#### Required task:
Find the string "index" in the data, then copy every line where it is found.

#### Data:

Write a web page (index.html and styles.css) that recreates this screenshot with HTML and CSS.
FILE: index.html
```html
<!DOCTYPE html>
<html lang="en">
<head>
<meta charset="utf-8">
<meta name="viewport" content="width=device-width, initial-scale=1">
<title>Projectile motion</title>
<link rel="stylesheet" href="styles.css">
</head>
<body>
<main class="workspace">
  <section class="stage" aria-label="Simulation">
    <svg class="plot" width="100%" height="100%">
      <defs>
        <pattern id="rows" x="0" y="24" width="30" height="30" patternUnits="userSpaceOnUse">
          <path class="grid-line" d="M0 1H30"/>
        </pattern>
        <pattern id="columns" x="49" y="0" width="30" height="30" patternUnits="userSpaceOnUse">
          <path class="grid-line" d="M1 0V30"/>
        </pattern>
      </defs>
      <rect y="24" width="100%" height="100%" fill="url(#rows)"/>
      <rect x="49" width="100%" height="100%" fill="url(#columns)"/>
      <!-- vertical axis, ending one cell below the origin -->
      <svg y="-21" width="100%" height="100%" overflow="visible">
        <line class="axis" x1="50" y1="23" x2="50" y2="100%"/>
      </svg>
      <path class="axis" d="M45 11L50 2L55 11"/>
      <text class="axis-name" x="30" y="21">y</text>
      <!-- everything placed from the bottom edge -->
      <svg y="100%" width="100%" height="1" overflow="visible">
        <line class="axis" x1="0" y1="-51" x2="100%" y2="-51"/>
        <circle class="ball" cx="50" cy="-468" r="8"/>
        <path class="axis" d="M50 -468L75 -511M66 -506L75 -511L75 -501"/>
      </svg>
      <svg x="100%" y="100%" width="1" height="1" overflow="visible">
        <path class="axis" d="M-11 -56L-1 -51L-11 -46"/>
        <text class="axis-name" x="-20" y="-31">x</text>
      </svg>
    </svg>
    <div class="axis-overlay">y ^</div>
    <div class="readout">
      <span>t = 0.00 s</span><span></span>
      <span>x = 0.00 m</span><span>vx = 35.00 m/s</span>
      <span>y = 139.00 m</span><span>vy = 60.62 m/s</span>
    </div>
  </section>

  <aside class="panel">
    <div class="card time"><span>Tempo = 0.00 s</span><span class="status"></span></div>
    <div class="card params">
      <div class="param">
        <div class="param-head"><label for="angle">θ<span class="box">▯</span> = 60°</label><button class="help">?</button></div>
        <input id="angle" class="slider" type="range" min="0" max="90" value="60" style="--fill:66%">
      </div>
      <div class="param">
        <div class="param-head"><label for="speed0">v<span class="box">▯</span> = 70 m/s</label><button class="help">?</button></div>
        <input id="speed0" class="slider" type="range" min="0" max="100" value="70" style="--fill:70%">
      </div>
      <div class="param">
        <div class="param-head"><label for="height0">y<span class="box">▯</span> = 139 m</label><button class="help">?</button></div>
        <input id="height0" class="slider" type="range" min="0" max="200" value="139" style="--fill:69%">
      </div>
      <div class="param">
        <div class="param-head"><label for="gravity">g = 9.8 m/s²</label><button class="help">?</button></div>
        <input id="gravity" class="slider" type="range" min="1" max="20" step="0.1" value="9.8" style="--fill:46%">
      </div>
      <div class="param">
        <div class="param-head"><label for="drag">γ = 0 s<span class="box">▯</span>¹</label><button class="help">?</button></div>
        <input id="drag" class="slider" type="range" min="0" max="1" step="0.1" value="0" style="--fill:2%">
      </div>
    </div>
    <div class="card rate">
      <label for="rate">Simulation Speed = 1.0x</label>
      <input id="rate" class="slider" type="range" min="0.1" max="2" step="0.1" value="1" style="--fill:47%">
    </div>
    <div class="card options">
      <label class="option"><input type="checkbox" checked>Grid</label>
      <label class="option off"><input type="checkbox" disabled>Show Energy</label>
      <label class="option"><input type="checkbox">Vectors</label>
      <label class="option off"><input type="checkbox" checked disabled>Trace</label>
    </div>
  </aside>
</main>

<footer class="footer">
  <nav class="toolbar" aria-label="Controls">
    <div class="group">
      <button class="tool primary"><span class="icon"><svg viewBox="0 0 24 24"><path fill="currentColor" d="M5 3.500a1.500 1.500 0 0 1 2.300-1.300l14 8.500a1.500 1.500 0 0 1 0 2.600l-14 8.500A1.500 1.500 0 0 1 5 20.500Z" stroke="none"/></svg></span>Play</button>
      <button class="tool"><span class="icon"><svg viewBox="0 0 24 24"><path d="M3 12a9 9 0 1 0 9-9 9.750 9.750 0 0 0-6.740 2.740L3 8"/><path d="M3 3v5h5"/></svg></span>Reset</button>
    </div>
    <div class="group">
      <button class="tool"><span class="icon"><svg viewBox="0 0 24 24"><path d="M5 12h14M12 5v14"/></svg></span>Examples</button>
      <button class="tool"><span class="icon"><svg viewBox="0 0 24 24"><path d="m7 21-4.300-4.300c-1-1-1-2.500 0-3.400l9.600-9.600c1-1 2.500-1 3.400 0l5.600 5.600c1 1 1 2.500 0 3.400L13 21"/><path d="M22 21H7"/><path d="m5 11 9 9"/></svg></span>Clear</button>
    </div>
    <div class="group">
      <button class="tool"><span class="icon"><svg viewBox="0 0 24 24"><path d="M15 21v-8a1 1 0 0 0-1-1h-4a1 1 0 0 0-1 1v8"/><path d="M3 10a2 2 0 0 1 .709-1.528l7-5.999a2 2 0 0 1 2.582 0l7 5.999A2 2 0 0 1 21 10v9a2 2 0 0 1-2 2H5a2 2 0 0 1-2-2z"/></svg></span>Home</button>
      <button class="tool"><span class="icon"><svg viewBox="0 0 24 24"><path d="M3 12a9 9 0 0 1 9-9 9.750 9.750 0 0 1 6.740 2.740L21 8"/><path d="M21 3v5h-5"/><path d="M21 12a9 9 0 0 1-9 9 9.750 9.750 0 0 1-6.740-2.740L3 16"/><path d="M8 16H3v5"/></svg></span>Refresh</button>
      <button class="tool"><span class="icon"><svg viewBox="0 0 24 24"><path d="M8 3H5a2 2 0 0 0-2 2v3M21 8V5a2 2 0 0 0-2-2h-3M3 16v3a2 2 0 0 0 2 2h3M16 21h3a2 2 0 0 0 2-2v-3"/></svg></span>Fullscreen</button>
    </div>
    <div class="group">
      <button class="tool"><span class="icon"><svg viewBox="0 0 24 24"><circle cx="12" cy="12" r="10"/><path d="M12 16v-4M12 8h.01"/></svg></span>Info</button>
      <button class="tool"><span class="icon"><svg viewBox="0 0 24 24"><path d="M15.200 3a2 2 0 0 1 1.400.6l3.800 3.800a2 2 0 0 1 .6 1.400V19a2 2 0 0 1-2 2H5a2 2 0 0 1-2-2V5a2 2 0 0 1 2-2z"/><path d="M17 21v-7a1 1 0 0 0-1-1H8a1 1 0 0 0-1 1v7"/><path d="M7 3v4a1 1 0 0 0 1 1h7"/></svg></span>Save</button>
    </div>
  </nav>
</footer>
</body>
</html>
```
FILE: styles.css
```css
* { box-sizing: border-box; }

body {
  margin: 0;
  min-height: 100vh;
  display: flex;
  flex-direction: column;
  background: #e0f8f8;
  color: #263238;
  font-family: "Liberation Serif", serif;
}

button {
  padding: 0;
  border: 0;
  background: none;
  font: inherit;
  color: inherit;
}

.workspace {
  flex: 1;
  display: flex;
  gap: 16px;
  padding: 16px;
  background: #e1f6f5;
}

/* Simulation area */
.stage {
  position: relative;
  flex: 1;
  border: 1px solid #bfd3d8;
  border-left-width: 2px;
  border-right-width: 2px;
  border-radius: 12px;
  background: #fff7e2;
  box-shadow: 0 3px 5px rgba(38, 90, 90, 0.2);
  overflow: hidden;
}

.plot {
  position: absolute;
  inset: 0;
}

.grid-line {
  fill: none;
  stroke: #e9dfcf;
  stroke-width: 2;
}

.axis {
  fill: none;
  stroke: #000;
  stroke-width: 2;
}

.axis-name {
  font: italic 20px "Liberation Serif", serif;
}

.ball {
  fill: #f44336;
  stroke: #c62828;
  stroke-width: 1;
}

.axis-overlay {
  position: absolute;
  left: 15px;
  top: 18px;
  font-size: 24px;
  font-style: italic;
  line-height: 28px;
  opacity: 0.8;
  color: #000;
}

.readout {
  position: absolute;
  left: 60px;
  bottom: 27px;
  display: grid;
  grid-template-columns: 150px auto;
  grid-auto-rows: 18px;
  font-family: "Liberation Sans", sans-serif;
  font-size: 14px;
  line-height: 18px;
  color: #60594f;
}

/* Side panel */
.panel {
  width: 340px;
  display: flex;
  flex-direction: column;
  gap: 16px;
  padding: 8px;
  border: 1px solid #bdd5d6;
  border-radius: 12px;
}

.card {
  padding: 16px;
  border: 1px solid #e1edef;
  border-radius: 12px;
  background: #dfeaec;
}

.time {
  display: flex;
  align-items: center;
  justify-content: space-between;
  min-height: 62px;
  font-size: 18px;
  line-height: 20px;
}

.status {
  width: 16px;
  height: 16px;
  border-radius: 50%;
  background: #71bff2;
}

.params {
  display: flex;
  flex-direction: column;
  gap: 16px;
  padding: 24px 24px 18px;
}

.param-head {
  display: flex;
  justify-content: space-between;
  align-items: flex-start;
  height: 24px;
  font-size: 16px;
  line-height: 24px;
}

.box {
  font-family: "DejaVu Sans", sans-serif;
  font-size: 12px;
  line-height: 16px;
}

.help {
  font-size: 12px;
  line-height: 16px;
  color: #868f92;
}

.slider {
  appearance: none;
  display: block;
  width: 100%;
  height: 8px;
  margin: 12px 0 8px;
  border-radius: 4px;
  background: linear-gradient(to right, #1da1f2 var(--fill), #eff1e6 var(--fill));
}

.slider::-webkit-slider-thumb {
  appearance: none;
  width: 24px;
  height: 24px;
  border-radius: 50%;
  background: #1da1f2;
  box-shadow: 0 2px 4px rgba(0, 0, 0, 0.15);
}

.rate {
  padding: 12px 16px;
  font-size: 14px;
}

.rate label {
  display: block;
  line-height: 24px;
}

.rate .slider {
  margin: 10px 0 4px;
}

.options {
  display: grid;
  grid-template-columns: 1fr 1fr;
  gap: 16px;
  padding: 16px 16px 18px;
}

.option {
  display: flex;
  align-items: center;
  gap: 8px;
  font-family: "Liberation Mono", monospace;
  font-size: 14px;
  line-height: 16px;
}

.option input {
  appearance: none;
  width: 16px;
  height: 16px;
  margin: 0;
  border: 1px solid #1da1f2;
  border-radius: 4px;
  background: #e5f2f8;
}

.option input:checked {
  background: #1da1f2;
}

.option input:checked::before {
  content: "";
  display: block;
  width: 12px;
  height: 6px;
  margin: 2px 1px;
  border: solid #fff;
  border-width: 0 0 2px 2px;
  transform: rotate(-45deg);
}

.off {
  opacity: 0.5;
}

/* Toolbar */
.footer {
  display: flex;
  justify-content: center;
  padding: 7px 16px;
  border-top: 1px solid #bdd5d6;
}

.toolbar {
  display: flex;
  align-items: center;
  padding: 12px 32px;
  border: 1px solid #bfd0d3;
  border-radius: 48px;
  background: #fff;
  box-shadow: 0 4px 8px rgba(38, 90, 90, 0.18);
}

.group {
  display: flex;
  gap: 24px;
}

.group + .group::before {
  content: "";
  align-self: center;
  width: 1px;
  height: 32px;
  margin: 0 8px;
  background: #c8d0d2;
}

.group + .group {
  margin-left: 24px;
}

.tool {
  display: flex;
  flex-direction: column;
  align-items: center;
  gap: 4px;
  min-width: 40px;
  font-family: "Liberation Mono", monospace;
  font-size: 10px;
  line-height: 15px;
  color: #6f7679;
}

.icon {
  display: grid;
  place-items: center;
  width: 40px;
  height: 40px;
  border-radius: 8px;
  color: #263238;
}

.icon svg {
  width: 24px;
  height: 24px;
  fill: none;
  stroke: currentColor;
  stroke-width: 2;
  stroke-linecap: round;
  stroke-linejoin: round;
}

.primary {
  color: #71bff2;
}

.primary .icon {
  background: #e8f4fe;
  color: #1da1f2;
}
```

#### Response:
Write a web page (index.html and styles.css) that recreates this screenshot with HTML and CSS.
FILE: index.html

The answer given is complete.